PostSubject: Jeff's Influences - Sam Cooke   Sat Apr 07, 2007 12:51 am

Among all Jeff's influences one name came at the top : Sam Cooke! It's time to know him a little bit more! Very Happy



http://en.wikipedia.org/wiki/Sam_Cooke

Biography
Sam Cooke was born in Clarksdale, Mississippi He added an "e" onto the end of his name because he thought it added a touch of class. He was one of seven children of Annie Mae and the Reverend Charles Cook, a Baptist minister. The family moved to Chicago in 1933.

Cooke began his musical career as a member of a quartet with his siblings, The Singing Children, and, as a teenager, he was a member of the Highway QCs, a gospel group. In 1950, at the age of 19, he joined The Soul Stirrers and achieved significant success and fame within the gospel community.
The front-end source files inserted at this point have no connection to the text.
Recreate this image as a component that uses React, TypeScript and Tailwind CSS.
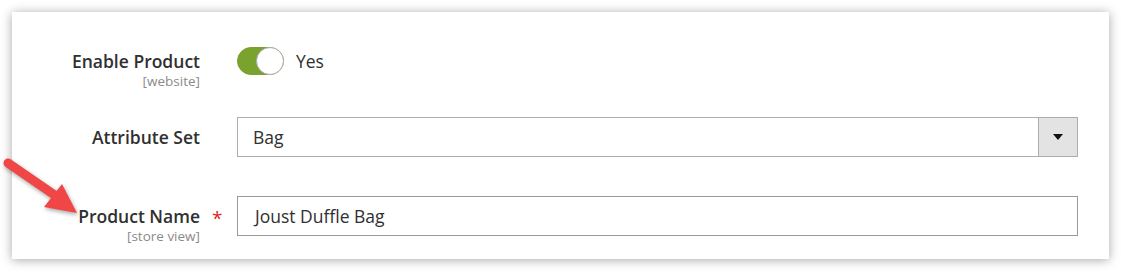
import React from "react";

const font = { fontFamily: '"Open Sans", "Noto Sans", Arial, sans-serif' };

function Label({ title, scope, pt }: { title: string; scope?: string; pt: string }) {
  return (
    <div className={`flex w-[188px] shrink-0 flex-col items-end ${pt}`}>
      <span className="text-[17.5px] leading-[20px] font-semibold text-[#303030]">{title}</span>
      {scope && (
        <span className="mt-[3px] text-[13.5px] leading-[14px] text-[#8a8a8a]">[{scope}]</span>
      )}
    </div>
  );
}

function Toggle() {
  return (
    <div className="flex items-center">
      <div className="relative h-[28px] w-[47px] rounded-full border border-[#79a22e] bg-[#79a22e]">
        <div className="absolute right-[-1px] top-[-1px] h-[28px] w-[28px] rounded-full border border-[#adadad] bg-white" />
      </div>
      <span className="ml-[12px] text-[17.5px] text-[#303030]">Yes</span>
    </div>
  );
}

export default function App() {
  return (
    <div className="relative h-[272px] w-[1121px] bg-white" style={font}>
      <div className="absolute left-[12px] top-[12px] h-[247px] w-[1097px] bg-white shadow-[0_1px_10px_rgba(0,0,0,0.35)]">
        <div className="pt-[35px]">
          {/* Enable Product */}
          <div className="flex h-[70px] items-start">
            <Label title="Enable Product" scope="website" pt="pt-[4px]" />
            <div className="ml-[37px]">
              <Toggle />
            </div>
          </div>

          {/* Attribute Set */}
          <div className="flex h-[79px] items-start">
            <Label title="Attribute Set" pt="pt-[10px]" />
            <div className="ml-[37px] flex h-[40px] w-[841px] border border-[#adadad] bg-white">
              <div className="flex flex-1 items-center pl-[15px] text-[17.5px] text-[#303030]">Bag</div>
              <div className="flex w-[39px] items-center justify-center border-l border-[#adadad] bg-[#e3e3e3]">
                <svg width="10" height="6" viewBox="0 0 10 6">
                  <path d="M0 0 H10 L5 6 Z" fill="#111" />
                </svg>
              </div>
            </div>
          </div>

          {/* Product Name */}
          <div className="flex items-start">
            <Label title="Product Name" scope="store view" pt="pt-[10px]" />
            <div className="flex w-[37px] justify-start pl-[12px] pt-[12px]">
              <span className="text-[19px] leading-[20px] text-[#e22626]">*</span>
            </div>
            <div className="flex h-[40px] w-[841px] items-center border border-[#999] bg-white pl-[17px] text-[17.5px] text-[#303030]">
              Joust Duffle Bag
            </div>
          </div>
        </div>
      </div>

      {/* annotation arrow */}
      <svg
        className="absolute left-0 top-[150px]"
        width="90"
        height="75"
        viewBox="0 0 90 75"
        style={{ filter: "drop-shadow(1px 2px 2px rgba(0,0,0,0.35))" }}
      >
        <line x1="8" y1="13" x2="56" y2="46" stroke="#f04646" strokeWidth="9" strokeLinecap="round" />
        <path d="M77 63 L62 34 L44 57 Z" fill="#f04646" />
      </svg>
    </div>
  );
}
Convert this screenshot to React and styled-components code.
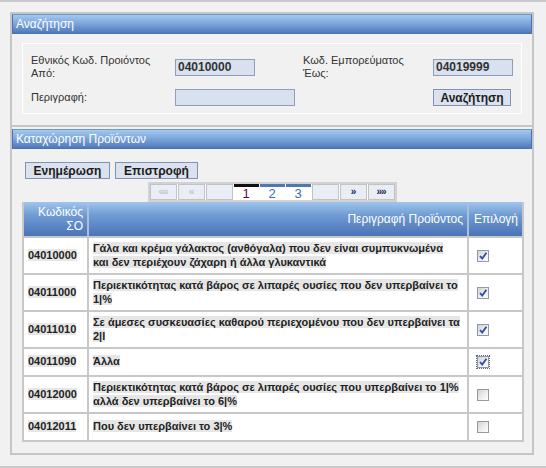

His first pop single, "Lovable" (1956), was released under the alias of "Dale Cooke" in order to not alienate his fan base; there was a considerable taboo against gospel singers performing secular music. However, the alias failed to hide Cooke's unique and distinctive vocals. No one was fooled. Art Rupe, head of Specialty Records, the label of the Soul Stirrers, gave his blessing for Cooke to record secular music under his real name, but he was unhappy about the type of music Cooke and producer Bumps Blackwell were making. Rupe expected Cooke's secular music to be similar to that of another Specialty Records artist, Little Richard. When Rupe walked in on a recording session and heard Cooke covering Gershwin, he was quite upset. After an argument between Rupe and Blackwell, Cooke and Blackwell left the label(Greene, 2006).

In 1957, Cooke signed with Keen Records. His first release was "You Send Me", which spent six weeks at #1 on the Billboard R&B chart. The song also had massive mainstream success, spending three weeks at #1 on the Billboard pop chart.


Cover of Cooke's landmark album Ain't That Good NewsIn addition to his success in writing his own songs and achieving mainstream fame a truly remarkable accomplishment for an R&B singer at that time Cooke continued to astonish the music business in the 1960s with the founding of his own label, SAR Records (Greene, 2006), which soon included The Simms Twins, The Valentinos, Bobby Womack, and Johnnie Taylor. Cooke then created a publishing imprint and management firm, then left Keen to sign with RCA Victor. One of his first RCA singles was the hit "Chain Gang." It reached #2 on the Billboard pop chart. This was followed by more hits, including "Sad Mood", "Bring it on Home to Me" (with Lou Rawls on backing vocals), "Another Saturday Night" and "Twistin' the Night Away".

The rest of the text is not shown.